Ranieri would likely blush at the prospect of his work being played on a silver screen. An unspoken appreciation of one another’s jobs that appears entirely intuitive between Leicester’s players may seem organic. Make no mistake, though, this is Ranieri’s team. And he deserves all the credit in the world for it.
The Italian is playing the avuncular clown to perfection as he looks to deflect pressure from his players, but Ranieri will be acutely aware that something remarkable is getting closer and closer with each passing game.
It’s a journey they can navigate at a fairly leisurely pace, too. While their rivals concern themselves with a backlog of games between now and the season’s end—as they compete on various fronts—Leicester will play just one more midweek fixture. And it’s at home to West Bromwich Albion.
For the moment, Ranieri’s advice to his players is simply don’t look down, per the Guardian:
"Of course the bigger clubs are nervous but it doesn’t matter to me, it’s not my problem.
For Leicester the pressure was at the beginning of the season when we started out because our goal was to maintain our position in the Premier League but now the pressure is on the other teams who have spent a lot of money to win the Premier League, the Champions League. We are enjoying it.
We have to play like we have this spirit – then the result is not important. If our performance is good I am very happy.
"
In a career that has spanned seven countries and 16 clubs, this would be its apex. Should he pull off a 5,000-1 shot at 64, it would be an achievement that would place him and his players in the company of Brian Clough and his 1978 Nottingham Forest team in the annals of English football greats.

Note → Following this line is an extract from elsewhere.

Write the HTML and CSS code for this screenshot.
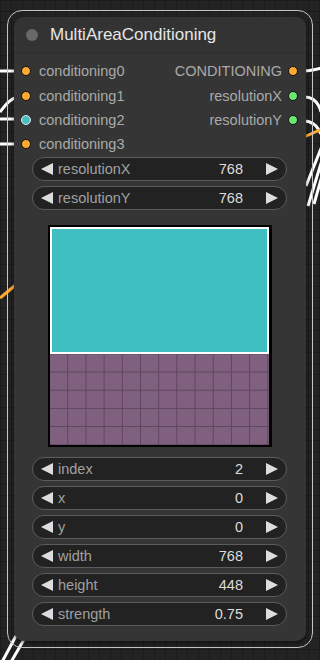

He’d not get a word in edgeways, but they’d make a great comedy double act.
Football may be a team sport, but in an age when Cristiano Ronaldo’s rivalry with Lionel Messi seems to fascinate many more than Real Madrid’s with Barcelona, it’s hard to argue the individual isn’t celebrated more than the collective.
Leicester City are the antithesis, better still the antidote, to this murky mode of thought.